→ SUPPLIED MATERIAL:
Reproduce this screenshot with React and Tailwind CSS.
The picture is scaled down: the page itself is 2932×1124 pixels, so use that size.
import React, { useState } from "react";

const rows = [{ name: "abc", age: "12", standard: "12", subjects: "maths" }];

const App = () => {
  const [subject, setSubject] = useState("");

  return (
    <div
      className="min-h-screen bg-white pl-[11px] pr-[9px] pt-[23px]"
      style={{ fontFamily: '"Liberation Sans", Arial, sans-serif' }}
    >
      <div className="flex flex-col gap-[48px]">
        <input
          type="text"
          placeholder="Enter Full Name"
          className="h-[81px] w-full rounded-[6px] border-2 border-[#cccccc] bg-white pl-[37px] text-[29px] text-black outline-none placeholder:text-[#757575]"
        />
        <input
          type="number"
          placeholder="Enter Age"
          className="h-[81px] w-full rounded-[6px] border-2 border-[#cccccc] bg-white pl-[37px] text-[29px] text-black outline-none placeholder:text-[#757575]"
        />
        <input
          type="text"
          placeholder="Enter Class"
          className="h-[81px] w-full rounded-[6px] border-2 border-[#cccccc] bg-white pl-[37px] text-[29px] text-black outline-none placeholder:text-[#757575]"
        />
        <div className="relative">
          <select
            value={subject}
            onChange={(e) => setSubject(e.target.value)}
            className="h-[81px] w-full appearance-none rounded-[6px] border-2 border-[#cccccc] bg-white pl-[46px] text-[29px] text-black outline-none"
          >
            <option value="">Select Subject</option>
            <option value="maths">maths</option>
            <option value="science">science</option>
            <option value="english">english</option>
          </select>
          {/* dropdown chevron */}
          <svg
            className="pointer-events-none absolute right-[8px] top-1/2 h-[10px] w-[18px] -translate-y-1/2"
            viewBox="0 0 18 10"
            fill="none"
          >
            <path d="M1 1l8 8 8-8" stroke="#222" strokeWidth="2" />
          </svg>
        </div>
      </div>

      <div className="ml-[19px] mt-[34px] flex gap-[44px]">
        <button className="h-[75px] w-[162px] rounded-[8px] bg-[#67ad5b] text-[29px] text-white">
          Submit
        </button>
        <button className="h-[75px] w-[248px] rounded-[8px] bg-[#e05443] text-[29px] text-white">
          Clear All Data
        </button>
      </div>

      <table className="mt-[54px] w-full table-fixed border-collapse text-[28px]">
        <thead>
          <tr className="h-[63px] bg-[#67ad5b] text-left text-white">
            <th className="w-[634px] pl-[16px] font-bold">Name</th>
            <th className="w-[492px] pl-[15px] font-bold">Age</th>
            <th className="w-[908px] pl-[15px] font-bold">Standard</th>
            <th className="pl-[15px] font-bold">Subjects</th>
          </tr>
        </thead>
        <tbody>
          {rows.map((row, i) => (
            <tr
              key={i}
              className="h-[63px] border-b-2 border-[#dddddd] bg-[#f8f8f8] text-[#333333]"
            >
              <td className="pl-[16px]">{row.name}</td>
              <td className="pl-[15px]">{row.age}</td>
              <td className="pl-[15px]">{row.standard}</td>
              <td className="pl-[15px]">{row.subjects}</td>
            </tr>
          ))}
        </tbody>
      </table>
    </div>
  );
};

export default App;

→ PROMPT: Quote exactly the lines running from the start of the listing above through the line where "const [subject, setSubject]" is found, and output no other lines.

→ WRITTEN SOLUTION:
Reproduce this screenshot with React and Tailwind CSS.
The picture is scaled down: the page itself is 2932×1124 pixels, so use that size.
import React, { useState } from "react";

const rows = [{ name: "abc", age: "12", standard: "12", subjects: "maths" }];

const App = () => {
  const [subject, setSubject] = useState("");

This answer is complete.